Stated task:
Would you repeat the listing exactly but omit every picture?

Data section:
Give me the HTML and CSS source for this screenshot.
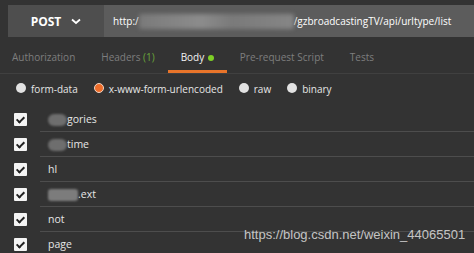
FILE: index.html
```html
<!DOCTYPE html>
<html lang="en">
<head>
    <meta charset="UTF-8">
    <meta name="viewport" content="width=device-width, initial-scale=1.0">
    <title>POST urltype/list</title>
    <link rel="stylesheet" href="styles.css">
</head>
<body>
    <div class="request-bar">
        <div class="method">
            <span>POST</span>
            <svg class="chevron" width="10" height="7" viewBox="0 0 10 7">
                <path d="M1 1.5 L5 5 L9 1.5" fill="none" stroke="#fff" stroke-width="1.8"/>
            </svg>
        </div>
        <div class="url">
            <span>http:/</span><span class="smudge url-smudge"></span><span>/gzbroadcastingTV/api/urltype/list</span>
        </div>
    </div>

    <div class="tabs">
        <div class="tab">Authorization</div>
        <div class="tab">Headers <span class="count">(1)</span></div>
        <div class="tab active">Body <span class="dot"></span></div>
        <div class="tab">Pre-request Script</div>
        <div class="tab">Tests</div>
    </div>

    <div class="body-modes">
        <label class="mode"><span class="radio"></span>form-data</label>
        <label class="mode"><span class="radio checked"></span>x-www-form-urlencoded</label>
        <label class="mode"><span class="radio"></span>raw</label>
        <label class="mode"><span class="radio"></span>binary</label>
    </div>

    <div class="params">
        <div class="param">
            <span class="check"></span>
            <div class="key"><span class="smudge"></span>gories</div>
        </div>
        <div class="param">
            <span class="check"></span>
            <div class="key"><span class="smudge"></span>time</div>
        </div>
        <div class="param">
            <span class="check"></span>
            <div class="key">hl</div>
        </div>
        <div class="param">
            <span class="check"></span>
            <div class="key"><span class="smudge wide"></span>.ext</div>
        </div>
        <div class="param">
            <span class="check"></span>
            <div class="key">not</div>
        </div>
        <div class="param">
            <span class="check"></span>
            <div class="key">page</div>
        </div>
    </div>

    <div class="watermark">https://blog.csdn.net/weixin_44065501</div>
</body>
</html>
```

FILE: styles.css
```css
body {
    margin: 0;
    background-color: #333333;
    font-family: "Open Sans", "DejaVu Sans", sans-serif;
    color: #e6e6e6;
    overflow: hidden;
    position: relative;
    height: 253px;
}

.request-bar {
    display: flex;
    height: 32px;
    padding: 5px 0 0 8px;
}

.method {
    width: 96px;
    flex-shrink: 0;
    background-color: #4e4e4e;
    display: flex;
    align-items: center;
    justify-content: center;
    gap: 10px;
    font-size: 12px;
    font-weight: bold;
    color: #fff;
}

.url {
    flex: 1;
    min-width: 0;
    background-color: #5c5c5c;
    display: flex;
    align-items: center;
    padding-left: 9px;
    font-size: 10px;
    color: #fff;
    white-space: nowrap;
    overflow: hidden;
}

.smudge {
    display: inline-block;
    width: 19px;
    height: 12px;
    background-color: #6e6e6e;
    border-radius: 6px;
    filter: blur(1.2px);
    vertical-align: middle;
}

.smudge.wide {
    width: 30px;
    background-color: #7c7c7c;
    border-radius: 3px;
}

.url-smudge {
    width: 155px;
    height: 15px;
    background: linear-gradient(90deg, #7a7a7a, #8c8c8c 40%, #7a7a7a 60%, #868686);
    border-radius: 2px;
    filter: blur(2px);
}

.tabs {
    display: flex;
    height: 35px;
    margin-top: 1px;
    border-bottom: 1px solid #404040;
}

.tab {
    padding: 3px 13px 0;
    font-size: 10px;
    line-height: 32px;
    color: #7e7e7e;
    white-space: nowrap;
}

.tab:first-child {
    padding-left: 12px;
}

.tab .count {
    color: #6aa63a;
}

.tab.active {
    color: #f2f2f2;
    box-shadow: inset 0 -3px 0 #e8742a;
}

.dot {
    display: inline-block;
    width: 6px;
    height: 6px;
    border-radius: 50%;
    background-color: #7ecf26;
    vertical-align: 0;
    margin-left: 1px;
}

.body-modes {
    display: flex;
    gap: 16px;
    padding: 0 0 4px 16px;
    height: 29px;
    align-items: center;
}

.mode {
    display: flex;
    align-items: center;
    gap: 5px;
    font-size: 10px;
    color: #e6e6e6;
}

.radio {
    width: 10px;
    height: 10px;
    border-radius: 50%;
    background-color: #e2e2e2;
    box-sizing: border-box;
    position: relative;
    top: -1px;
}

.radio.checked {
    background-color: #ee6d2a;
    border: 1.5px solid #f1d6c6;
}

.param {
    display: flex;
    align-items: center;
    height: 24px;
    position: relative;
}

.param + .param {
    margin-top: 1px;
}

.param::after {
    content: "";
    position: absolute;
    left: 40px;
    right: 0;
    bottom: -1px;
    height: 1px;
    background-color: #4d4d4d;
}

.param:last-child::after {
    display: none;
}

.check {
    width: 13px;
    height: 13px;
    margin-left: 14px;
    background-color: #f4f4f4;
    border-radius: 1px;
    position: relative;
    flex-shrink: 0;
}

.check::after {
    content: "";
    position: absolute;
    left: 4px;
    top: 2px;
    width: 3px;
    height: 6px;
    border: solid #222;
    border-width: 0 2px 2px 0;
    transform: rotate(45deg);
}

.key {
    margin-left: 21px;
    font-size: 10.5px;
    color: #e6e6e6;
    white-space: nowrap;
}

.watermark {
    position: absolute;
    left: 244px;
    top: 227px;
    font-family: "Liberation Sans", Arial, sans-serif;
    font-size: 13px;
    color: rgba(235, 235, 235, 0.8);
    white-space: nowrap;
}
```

Expected answer:
Give me the HTML and CSS source for this screenshot.
FILE: index.html
```html
<!DOCTYPE html>
<html lang="en">
<head>
    <meta charset="UTF-8">
    <meta name="viewport" content="width=device-width, initial-scale=1.0">
    <title>POST urltype/list</title>
    <link rel="stylesheet" href="styles.css">
</head>
<body>
    <div class="request-bar">
        <div class="method">
            <span>POST</span>
            <svg class="chevron" width="10" height="7" viewBox="0 0 10 7">
                <path d="M1 1.5 L5 5 L9 1.5" fill="none" stroke="#fff" stroke-width="1.8"/>
            </svg>
        </div>
        <div class="url">
            <span>http:/</span><span class="smudge url-smudge"></span><span>/gzbroadcastingTV/api/urltype/list</span>
        </div>
    </div>

    <div class="tabs">
        <div class="tab">Authorization</div>
        <div class="tab">Headers <span class="count">(1)</span></div>
        <div class="tab active">Body <span class="dot"></span></div>
        <div class="tab">Pre-request Script</div>
        <div class="tab">Tests</div>
    </div>

    <div class="body-modes">
        <label class="mode"><span class="radio"></span>form-data</label>
        <label class="mode"><span class="radio checked"></span>x-www-form-urlencoded</label>
        <label class="mode"><span class="radio"></span>raw</label>
        <label class="mode"><span class="radio"></span>binary</label>
    </div>

    <div class="params">
        <div class="param">
            <span class="check"></span>
            <div class="key"><span class="smudge"></span>gories</div>
        </div>
        <div class="param">
            <span class="check"></span>
            <div class="key"><span class="smudge"></span>time</div>
        </div>
        <div class="param">
            <span class="check"></span>
            <div class="key">hl</div>
        </div>
        <div class="param">
            <span class="check"></span>
            <div class="key"><span class="smudge wide"></span>.ext</div>
        </div>
        <div class="param">
            <span class="check"></span>
            <div class="key">not</div>
        </div>
        <div class="param">
            <span class="check"></span>
            <div class="key">page</div>
        </div>
    </div>

    <div class="watermark">https://blog.csdn.net/weixin_44065501</div>
</body>
</html>
```

FILE: styles.css
```css
body {
    margin: 0;
    background-color: #333333;
    font-family: "Open Sans", "DejaVu Sans", sans-serif;
    color: #e6e6e6;
    overflow: hidden;
    position: relative;
    height: 253px;
}

.request-bar {
    display: flex;
    height: 32px;
    padding: 5px 0 0 8px;
}

.method {
    width: 96px;
    flex-shrink: 0;
    background-color: #4e4e4e;
    display: flex;
    align-items: center;
    justify-content: center;
    gap: 10px;
    font-size: 12px;
    font-weight: bold;
    color: #fff;
}

.url {
    flex: 1;
    min-width: 0;
    background-color: #5c5c5c;
    display: flex;
    align-items: center;
    padding-left: 9px;
    font-size: 10px;
    color: #fff;
    white-space: nowrap;
    overflow: hidden;
}

.smudge {
    display: inline-block;
    width: 19px;
    height: 12px;
    background-color: #6e6e6e;
    border-radius: 6px;
    filter: blur(1.2px);
    vertical-align: middle;
}

.smudge.wide {
    width: 30px;
    background-color: #7c7c7c;
    border-radius: 3px;
}

.url-smudge {
    width: 155px;
    height: 15px;
    background: linear-gradient(90deg, #7a7a7a, #8c8c8c 40%, #7a7a7a 60%, #868686);
    border-radius: 2px;
    filter: blur(2px);
}

.tabs {
    display: flex;
    height: 35px;
    margin-top: 1px;
    border-bottom: 1px solid #404040;
}

.tab {
    padding: 3px 13px 0;
    font-size: 10px;
    line-height: 32px;
    color: #7e7e7e;
    white-space: nowrap;
}

.tab:first-child {
    padding-left: 12px;
}

.tab .count {
    color: #6aa63a;
}

.tab.active {
    color: #f2f2f2;
    box-shadow: inset 0 -3px 0 #e8742a;
}

.dot {
    display: inline-block;
    width: 6px;
    height: 6px;
    border-radius: 50%;
    background-color: #7ecf26;
    vertical-align: 0;
    margin-left: 1px;
}

.body-modes {
    display: flex;
    gap: 16px;
    padding: 0 0 4px 16px;
    height: 29px;
    align-items: center;
}

.mode {
    display: flex;
    align-items: center;
    gap: 5px;
    font-size: 10px;
    color: #e6e6e6;
}

.radio {
    width: 10px;
    height: 10px;
    border-radius: 50%;
    background-color: #e2e2e2;
    box-sizing: border-box;
    position: relative;
    top: -1px;
}

.radio.checked {
    background-color: #ee6d2a;
    border: 1.5px solid #f1d6c6;
}

.param {
    display: flex;
    align-items: center;
    height: 24px;
    position: relative;
}

.param + .param {
    margin-top: 1px;
}

.param::after {
    content: "";
    position: absolute;
    left: 40px;
    right: 0;
    bottom: -1px;
    height: 1px;
    background-color: #4d4d4d;
}

.param:last-child::after {
    display: none;
}

.check {
    width: 13px;
    height: 13px;
    margin-left: 14px;
    background-color: #f4f4f4;
    border-radius: 1px;
    position: relative;
    flex-shrink: 0;
}

.check::after {
    content: "";
    position: absolute;
    left: 4px;
    top: 2px;
    width: 3px;
    height: 6px;
    border: solid #222;
    border-width: 0 2px 2px 0;
    transform: rotate(45deg);
}

.key {
    margin-left: 21px;
    font-size: 10.5px;
    color: #e6e6e6;
    white-space: nowrap;
}

.watermark {
    position: absolute;
    left: 244px;
    top: 227px;
    font-family: "Liberation Sans", Arial, sans-serif;
    font-size: 13px;
    color: rgba(235, 235, 235, 0.8);
    white-space: nowrap;
}
```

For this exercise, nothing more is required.